Бюро Элеонор стояло у дальней стены. Помня указания Элис, Сэди пошарила под стулом у бюро, погладила потертую обивочную ткань на обратной стороне мягкого сиденья, пробежала пальцами по деревянным краям и, наконец, нащупала два маленьких ключика, которые висели там, где правая задняя ножка стула соединялась с сиденьем. Есть!
Щелкнул замок, и деревянная крышка бюро с легкостью откинулась назад, открыв взору аккуратный письменный стол, на котором лежал блокнот в кожаном переплете и подставка для ручек. Сзади на полочках теснились толстые тетради, и, заглянув в первую, Сэди поняла, что это и есть те самые книги для третьих экземпляров писем, о которых говорила Элис. Сэди жадно пробежала взглядом по корешкам. Ничего не указывало на то, что они располагались в хронологическом порядке, однако, судя по аккуратному столу, скорее всего, так и было. Семейство уехало из Лоэннета в конце тысяча девятьсот тридцать третьего года, значит, в последней книге хранятся письма за месяцы, что предшествовали Иванову дню. Сэди достала книгу с полки, и, действительно, первой страницей служило письмо, датированное январем тысяча девятьсот тридцать третьего года. Оно было написано изящным почерком и адресовано какому-то доктору Штейнбаху. Сэди уселась на пол, прислонившись спиной к кровати, и начала читать.
Письмо оказалось первым из множества писем множеству врачей, и в каждом письме Элеонор рассказывала о симптомах недуга Энтони, просила помочь, и сквозь вежливые предложения прорывалось отчаяние. Она с горечью описывала бедственное состояние мужа, чьи жизненные ожидания отняла война, когда он служил своей стране, упоминала о том, что он много лет пытается выздороветь и вернуть былые способности. Сэди очень тронули письма, но у нее не было времени сожалеть об ужасах войны. Сегодня она хотела найти подтверждение одному-единственному ужасу и потому стала искать в письмах места, где говорилось о склонности Энтони к насилию и о его состоянии перед двадцать третьим июня.

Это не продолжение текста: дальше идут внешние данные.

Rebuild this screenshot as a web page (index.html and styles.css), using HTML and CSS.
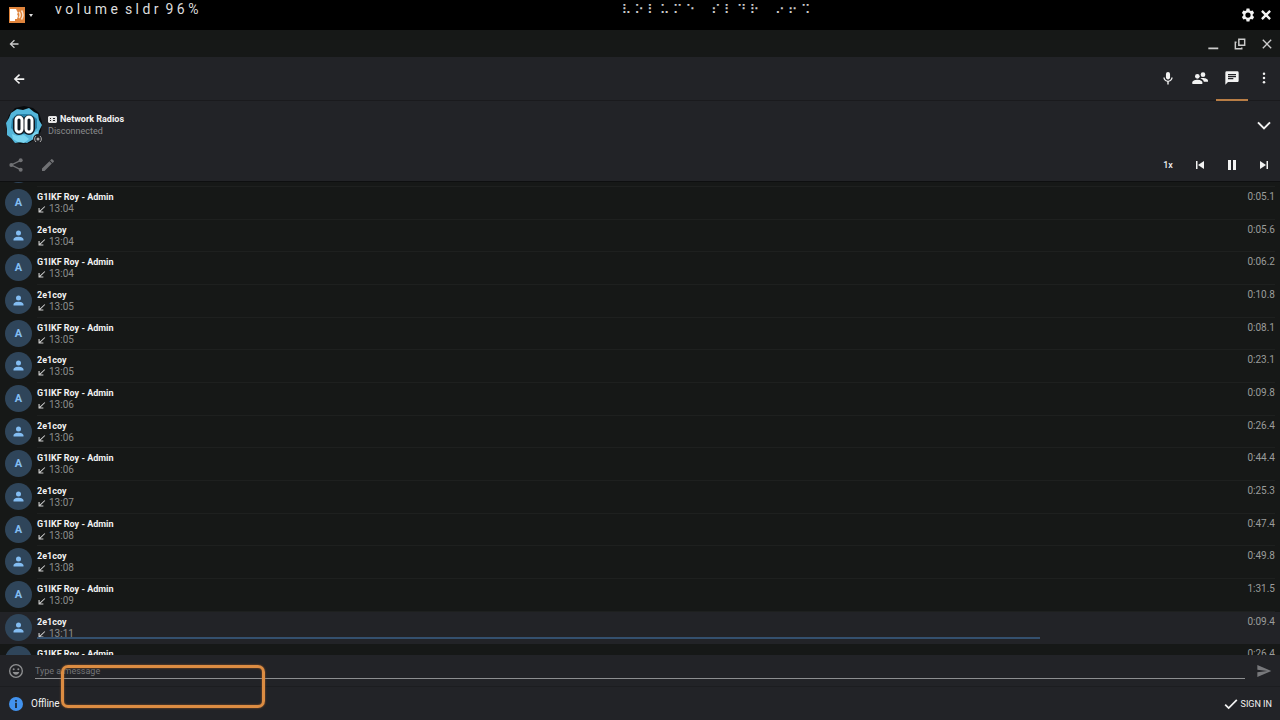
FILE: index.html
```html
<!DOCTYPE html>
<html lang="en">
<head>
  <meta charset="UTF-8">
  <meta name="viewport" content="width=device-width, initial-scale=1.0">
  <title>Network Radios</title>
  <link rel="stylesheet" href="styles.css">
</head>
<body>
  <!-- Shared icons -->
  <svg class="sprite" aria-hidden="true">
    <symbol id="back" viewBox="0 0 24 24"><path d="M21 10.500H8.200l5.600-5.100L12 3.500 3 12l9 8.500 1.800-1.900-5.600-5.100H21z"/></symbol>
    <symbol id="close" viewBox="0 0 24 24"><path d="M19 6.400 17.600 5 12 10.600 6.400 5 5 6.400l5.600 5.600L5 17.600 6.400 19l5.600-5.600 5.600 5.600 1.400-1.400-5.600-5.600z"/></symbol>
    <symbol id="person" viewBox="0 0 24 24"><path d="M12 12a4 4 0 1 0 0-8 4 4 0 0 0 0 8zm0 2c-2.700 0-8 1.300-8 4v2h16v-2c0-2.700-5.300-4-8-4z"/></symbol>
    <symbol id="received" viewBox="0 0 24 24"><path d="M22 4.800 20.200 3 7 15.600V8H4v12h13v-3H9z"/></symbol>
  </svg>

  <!-- Braille display strip -->
  <header class="braille-bar">
    <button class="talkback" aria-label="TalkBack">
      <svg class="talkback-logo" viewBox="0 0 16 16"><rect width="16" height="16" fill="#df843c"/><path fill="#fff" d="M1 2h6l2 4-1 1 1 2-1 3H6v2H1z"/><path fill="none" stroke="#fbe3cd" stroke-width="1.500" d="M10 5c1.500 2 1.500 4 0 6M12.500 3.500c2 3 2 6 0 9"/></svg>
      <span class="caret"></span>
    </button>
    <div class="speech">v o l u m e  s l d r  9 6 %</div>
    <div class="cells"><span>⠧</span><span>⠕</span><span>⠇</span><span>⠥</span><span>⠍</span><span>⠑</span><span></span><span>⠎</span><span>⠇</span><span>⠙</span><span>⠗</span><span></span><span>⠔</span><span>⠖</span><span>⠩</span></div>
    <div class="bar-buttons">
      <button aria-label="Settings"><svg class="icon" viewBox="0 0 24 24"><path fill-rule="evenodd" d="M9.500 1h5l.6 3.200 1.900 1.100 3-1.100 2.500 4.300-2.400 2.100v2.800l2.400 2.100-2.500 4.300-3-1.100-1.900 1.100-.6 3.200h-5l-.6-3.200L7 18.700l-3 1.100-2.500-4.300 2.400-2.100v-2.800L1.500 8.500 4 4.200l3 1.100 1.900-1.100zM12 7.500a4.500 4.500 0 1 0 0 9 4.500 4.500 0 0 0 0-9z"/></svg></button>
      <button aria-label="Close braille display"><svg class="icon bold"><use href="#close"/></svg></button>
    </div>
  </header>

  <!-- Window caption -->
  <div class="caption">
    <button aria-label="Back"><svg class="icon small"><use href="#back"/></svg></button>
    <div class="window-buttons">
      <button aria-label="Minimize"><svg class="icon" viewBox="0 0 24 24"><path d="M4 18h17v3H4z"/></svg></button>
      <button aria-label="Restore"><svg class="icon" viewBox="0 0 24 24"><path fill="none" stroke="currentColor" stroke-width="2.500" d="M10 4h10v10H10zM6 9H4v11h11v-2"/></svg></button>
      <button aria-label="Close"><svg class="icon large"><use href="#close"/></svg></button>
    </div>
  </div>

  <!-- App toolbar -->
  <nav class="toolbar">
    <button aria-label="Navigate up"><svg class="icon"><use href="#back"/></svg></button>
    <div class="tabs">
      <button aria-label="Talk"><svg class="icon" viewBox="0 0 24 24"><path d="M12 14.500c1.900 0 3.500-1.500 3.500-3.300V5a3.500 3.500 0 0 0-7 0v6.200c0 1.800 1.600 3.300 3.500 3.300zm5.700-3.300c0 3.200-2.700 5.400-5.700 5.400s-5.700-2.200-5.700-5.400H4c0 3.800 3 6.800 6.800 7.300V23h2.400v-4.500c3.800-.5 6.800-3.500 6.800-7.300z"/></svg></button>
      <button aria-label="Users"><svg class="icon large" viewBox="0 0 24 24"><circle cx="8" cy="9.500" r="3.500"/><path d="M8 14.500c-3 0-7.500 1.300-7.500 4V21h15v-2.500c0-2.700-4.500-4-7.500-4z"/><circle cx="16.500" cy="7" r="3.500"/><path d="M16.500 12c-1.300 0-2.700.2-4 .7 3 .9 5 2.500 5.300 4.800H24V16c0-2.700-4.500-4-7.500-4z"/></svg></button>
      <button class="active" aria-label="Messages"><svg class="icon large" viewBox="0 0 24 24"><path fill-rule="evenodd" d="M20 2H4a2 2 0 0 0-2 2v18l4-4h14c1.100 0 2-.9 2-2V4a2 2 0 0 0-2-2zM6 9h12v2H6zm8 5H6v-2h8zm4-6H6V6h12z"/></svg></button>
      <button aria-label="More options"><svg class="icon small" viewBox="0 0 24 24"><circle cx="12" cy="3.500" r="2.500"/><circle cx="12" cy="12" r="2.500"/><circle cx="12" cy="20.500" r="2.500"/></svg></button>
    </div>
  </nav>

  <!-- Channel details and playback -->
  <section class="channel">
    <div class="channel-info">
      <svg class="channel-logo" viewBox="0 0 40 40">
        <path fill="#080b0d" d="M11 3l9-2 9 2 6 5 3 9-1 9-4 7-8 5-9 1-8-4-5-7-1-9 3-9z"/>
        <path fill="#54b6da" d="M13 4l6 1 6-2 5 4 4 2 1 6 3 5-3 6-1 6-6 3-5 3-6-1-6 1-4-5-4-3v-6l-1-6 3-5 2-5z"/>
        <path fill="#2781a8" d="M8 14l5-5h14l6 5v9l-6 6H13l-6-6z"/>
        <path fill="#79d4ef" d="M8 29l5 2 7-1 5 4-5 4-6-1-5-3zM29 28l5-2-1 5-5 3z"/>
        <g fill="none" stroke="#101820" stroke-width="6"><rect x="12" y="13" width="6" height="14" rx="3"/><rect x="22" y="13" width="6" height="14" rx="3"/></g>
        <g fill="none" stroke="#fff" stroke-width="3"><rect x="12" y="12" width="6" height="15" rx="3"/><rect x="22" y="12" width="6" height="15" rx="3"/></g>
        <circle cx="34" cy="34" r="5" fill="#222327"/><path fill="none" stroke="#b0b0b0" d="M32 31a4 4 0 0 0 0 6M36 31a4 4 0 0 1 0 6"/><circle cx="34" cy="34" r="1.500" fill="#b0b0b0"/>
      </svg>
      <div class="channel-text">
        <h1><svg class="badge" viewBox="0 0 9 7"><path fill-rule="evenodd" d="M1 0h7l1 1v5l-1 1H1L0 6V1zM2 2v1h1V2zm3 0v1h2V2zM2 4v1h1V4zm3 0v1h2V4z"/></svg>Network Radios</h1>
        <p>Disconnected</p>
      </div>
      <button class="expand" aria-label="Expand"><svg class="icon large" viewBox="0 0 24 24"><path fill="none" stroke="currentColor" stroke-width="3" d="m3 8 9 9 9-9"/></svg></button>
    </div>
    <div class="controls">
      <button class="dim" aria-label="Share"><svg class="icon large" viewBox="0 0 24 24"><path fill="none" stroke="currentColor" stroke-width="2" d="M19 5 5 12l14 7"/><circle cx="19" cy="5" r="3"/><circle cx="5" cy="12" r="3"/><circle cx="19" cy="19" r="3"/></svg></button>
      <button class="dim" aria-label="Edit"><svg class="icon large" viewBox="0 0 24 24"><path d="M3 17.200V21h3.800L17.800 9.900l-3.700-3.700zM20.700 7c.4-.4.4-1 0-1.400l-2.300-2.300a1 1 0 0 0-1.400 0l-1.900 1.800 3.800 3.800z"/></svg></button>
      <div class="player">
        <button class="speed">1x</button>
        <button aria-label="Previous"><svg class="icon small" viewBox="0 0 24 24"><path d="M4 4h3v16H4zm4 8 12-8v16z"/></svg></button>
        <button aria-label="Pause"><svg class="icon small" viewBox="0 0 24 24"><path d="M4 2h6v20H4zm10 0h6v20h-6z"/></svg></button>
        <button aria-label="Next"><svg class="icon small" viewBox="0 0 24 24"><path d="m4 4 12 8-12 8zm13 0h3v16h-3z"/></svg></button>
      </div>
    </div>
  </section>

  <!-- Voice messages, filled by the script -->
  <main class="history">
    <ul class="messages" id="messages"></ul>
  </main>

  <!-- Message box -->
  <form class="composer">
    <button type="button" class="smiley" aria-label="Emoji"><svg class="icon large" viewBox="0 0 24 24"><circle cx="12" cy="12" r="9.500" fill="none" stroke="currentColor" stroke-width="2"/><circle cx="8.500" cy="9.500" r="1.500"/><circle cx="15.500" cy="9.500" r="1.500"/><path d="M7 13.500h10c-.8 2.500-2.700 4-5 4s-4.200-1.500-5-4z"/></svg></button>
    <div class="field">
      <input type="text" placeholder="Type a message" aria-label="Type a message">
      <span class="focus-ring"></span>
    </div>
    <button type="button" class="send" aria-label="Send"><svg class="icon large" viewBox="0 0 24 24"><path d="M2 21 23 12 2 3v7l15 2-15 2z"/></svg></button>
  </form>

  <footer class="status">
    <svg class="info" viewBox="0 0 24 24"><circle cx="12" cy="12" r="12" fill="#4292ee"/><path fill="#1d2632" d="M10.500 5h3v3h-3zm0 5h3v9h-3z"/></svg>
    <span>Offline</span>
    <button class="sign-in"><svg class="icon" viewBox="0 0 24 24"><path fill="none" stroke="currentColor" stroke-width="3" d="m2 13 6 6L22 5"/></svg>SIGN IN</button>
  </footer>

  <script>
    const admin = 'G1IKF Roy - Admin';
    const guest = '2e1coy';

    const messages = [
      [guest, '13:04', '0:04.8'],
      [admin, '13:04', '0:05.1'],
      [guest, '13:04', '0:05.6'],
      [admin, '13:04', '0:06.2'],
      [guest, '13:05', '0:10.8'],
      [admin, '13:05', '0:08.1'],
      [guest, '13:05', '0:23.1'],
      [admin, '13:06', '0:09.8'],
      [guest, '13:06', '0:26.4'],
      [admin, '13:06', '0:44.4'],
      [guest, '13:07', '0:25.3'],
      [admin, '13:08', '0:47.4'],
      [guest, '13:08', '0:49.8'],
      [admin, '13:09', '1:31.5'],
      [guest, '13:11', '0:09.4', 81],
      [admin, '13:11', '0:26.4']
    ];

    const person = '<svg class="person"><use href="#person"/></svg>';

    document.getElementById('messages').innerHTML = messages.map(([name, time, length, played]) => `
      <li class="message${played ? ' playing' : ''}">
        <span class="avatar">${name === admin ? 'A' : person}</span>
        <div class="body">
          <div class="text">
            <strong>${name}</strong>
            <span class="time"><svg class="received"><use href="#received"/></svg>${time}</span>
          </div>
          <span class="length">${length}</span>
          ${played ? `<div class="progress" style="width: ${played}%"></div>` : ''}
        </div>
      </li>`).join('');
  </script>
</body>
</html>
```
FILE: styles.css
```css
* {
  box-sizing: border-box;
}

body {
  margin: 0;
  height: 100vh;
  display: flex;
  flex-direction: column;
  overflow: hidden;
  background: #161817;
  color: #f2f2f2;
  font-family: Roboto, Arial, sans-serif;
  font-size: 10px;
  line-height: 12px;
}

button {
  display: flex;
  align-items: center;
  justify-content: center;
  flex: none;
  width: 32px;
  padding: 0;
  border: none;
  background: none;
  color: inherit;
  font: inherit;
  cursor: pointer;
}

h1,
p {
  margin: 0;
}

.sprite {
  position: absolute;
  width: 0;
  height: 0;
}

.icon {
  width: 14px;
  height: 14px;
  fill: currentColor;
}

.icon.small {
  width: 12px;
  height: 12px;
}

.icon.large {
  width: 16px;
  height: 16px;
}

.icon.bold {
  stroke: currentColor;
  stroke-width: 2;
}

/* Braille display strip */
.braille-bar {
  display: grid;
  grid-template-columns: 55px 17fr 192px 14fr;
  flex: none;
  height: 30px;
  background: #000;
}

.talkback {
  width: 36px;
  padding-left: 6px;
  gap: 4px;
}

.talkback-logo {
  width: 16px;
  height: 16px;
}

.caret {
  border: 2px solid transparent;
  border-top: 3px solid #ddd;
  border-bottom: 0;
}

.speech {
  font-size: 14px;
  line-height: 18px;
  white-space: pre;
  color: #ddd;
}

.cells {
  display: grid;
  grid-template-columns: repeat(15, 1fr);
  padding-top: 1px;
  font-family: "DejaVu Sans", sans-serif;
  font-size: 13px;
  line-height: 18px;
  color: #ccc;
}

.bar-buttons {
  display: flex;
  justify-content: flex-end;
  padding-right: 5px;
}

.bar-buttons button {
  width: 18px;
}

/* Window caption */
.caption {
  display: flex;
  justify-content: space-between;
  flex: none;
  height: 27px;
  color: #ccc;
}

.caption button {
  width: 27px;
}

.window-buttons {
  display: flex;
}

/* App toolbar */
.toolbar {
  display: flex;
  justify-content: space-between;
  flex: none;
  height: 44px;
  background: #222327;
  border-bottom: 1px solid #1a1a1d;
}

.toolbar > button {
  width: 37px;
}

.tabs {
  display: flex;
}

.tabs button {
  border-bottom: 2px solid transparent;
  margin-bottom: -1px;
}

.tabs .active {
  border-bottom-color: #b87d45;
}

/* Channel details */
.channel {
  flex: none;
  background: #222327;
  border-bottom: 1px solid #0e0f10;
}

.channel-info {
  display: flex;
  align-items: center;
  height: 48px;
}

.channel-logo {
  width: 40px;
  height: 40px;
  margin: 0 4px;
}

.channel-text {
  flex: 1;
  font-size: 9px;
}

.channel-text h1 {
  display: flex;
  align-items: center;
  gap: 3px;
  font-size: inherit;
  font-weight: 700;
}

.channel-text p {
  color: #8b8c8e;
}

.badge {
  width: 9px;
  height: 7px;
  fill: #e4e4e4;
}

.controls {
  display: flex;
  height: 32px;
}

.player {
  display: flex;
  margin-left: auto;
}

.speed {
  font-size: 9px;
  font-weight: 500;
}

.dim {
  color: #707174;
}

/* Voice messages */
.history {
  flex: 1;
  min-height: 0;
  overflow: hidden;
}

.messages {
  margin: -28px 0 0;
  padding: 0;
  list-style: none;
}

.message {
  display: flex;
  height: 33px;
  padding: 0 5px;
}

.message:nth-child(3n) {
  height: 32px;
}

.message.playing {
  background: #222327;
}

.avatar {
  display: flex;
  align-items: center;
  justify-content: center;
  flex: none;
  width: 27px;
  height: 27px;
  margin: 2px 5px 0 0;
  border-radius: 50%;
  background: #2f455a;
  color: #83bdf2;
  font-size: 11px;
  font-weight: 700;
}

.person {
  width: 15px;
  height: 15px;
  fill: currentColor;
}

.body {
  position: relative;
  display: flex;
  justify-content: space-between;
  flex: 1;
  padding-top: 4px;
  border-bottom: 1px solid #1e201f;
}

.playing .body {
  border-bottom-color: transparent;
}

.text strong {
  display: block;
  font-size: 9px;
  font-weight: 700;
}

.time {
  display: flex;
  align-items: center;
  gap: 3px;
  color: #8c8e8d;
}

.received {
  width: 9px;
  height: 9px;
  fill: #d0d0d0;
}

.length {
  color: #9a9c9b;
}

.progress {
  position: absolute;
  left: 0;
  bottom: 4px;
  height: 2px;
  background: #34506e;
}

/* Message box */
.composer {
  display: flex;
  flex: none;
  height: 32px;
  background: #222327;
  border-bottom: 1px solid #1c1d20;
}

.smiley {
  color: #8f9092;
}

.send {
  color: #77787b;
}

.field {
  position: relative;
  flex: 1;
  padding: 0 3px;
}

.field input {
  display: block;
  width: 100%;
  height: 24px;
  padding: 9px 0 0;
  border: none;
  border-bottom: 1px solid #8d8e90;
  outline: none;
  background: none;
  color: #f2f2f2;
  font: inherit;
  font-size: 9px;
}

.field input::placeholder {
  color: #747578;
  opacity: 1;
}

/* TalkBack focus frame */
.focus-ring {
  position: absolute;
  z-index: 1;
  top: 10px;
  left: 29px;
  width: 204px;
  height: 43px;
  border: 3px solid #dc8c42;
  border-radius: 7px;
  box-shadow: 0 0 2px #a5602a, inset 0 0 2px #a5602a;
  pointer-events: none;
}

/* Bottom status line */
.status {
  display: flex;
  align-items: center;
  flex: none;
  height: 33px;
  padding: 0 8px 0 9px;
  gap: 8px;
  background: #222327;
}

.info {
  width: 14px;
  height: 14px;
}

.sign-in {
  width: auto;
  margin-left: auto;
  gap: 3px;
  font-size: 9px;
}
```
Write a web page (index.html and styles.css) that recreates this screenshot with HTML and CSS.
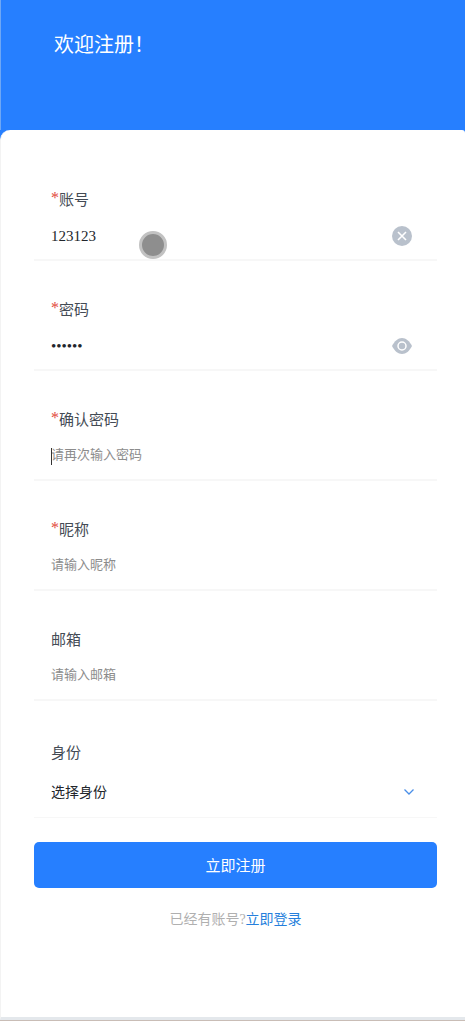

Если письма к врачам в Лондоне Элеонор писала сдержанно, то переписка с Дафидом Ллевелином оказалась гораздо откровеннее. Элеонор по-прежнему упоминала о недуге мужа – Сэди забыла, что до того, как заняться литературой, Ллевелин был врачом, – но теперь, когда не нужно было подбирать слова, чтобы сохранить достоинство мужа в глазах далекого медицинского светила, она писала о состоянии Энтони предельно честно. «Боюсь, он никогда не поправится и все мои поиски не увенчаются успехом… Я бы все отдала, лишь бы ему стало лучше, но как я могу ему помочь, когда он потерял надежду?»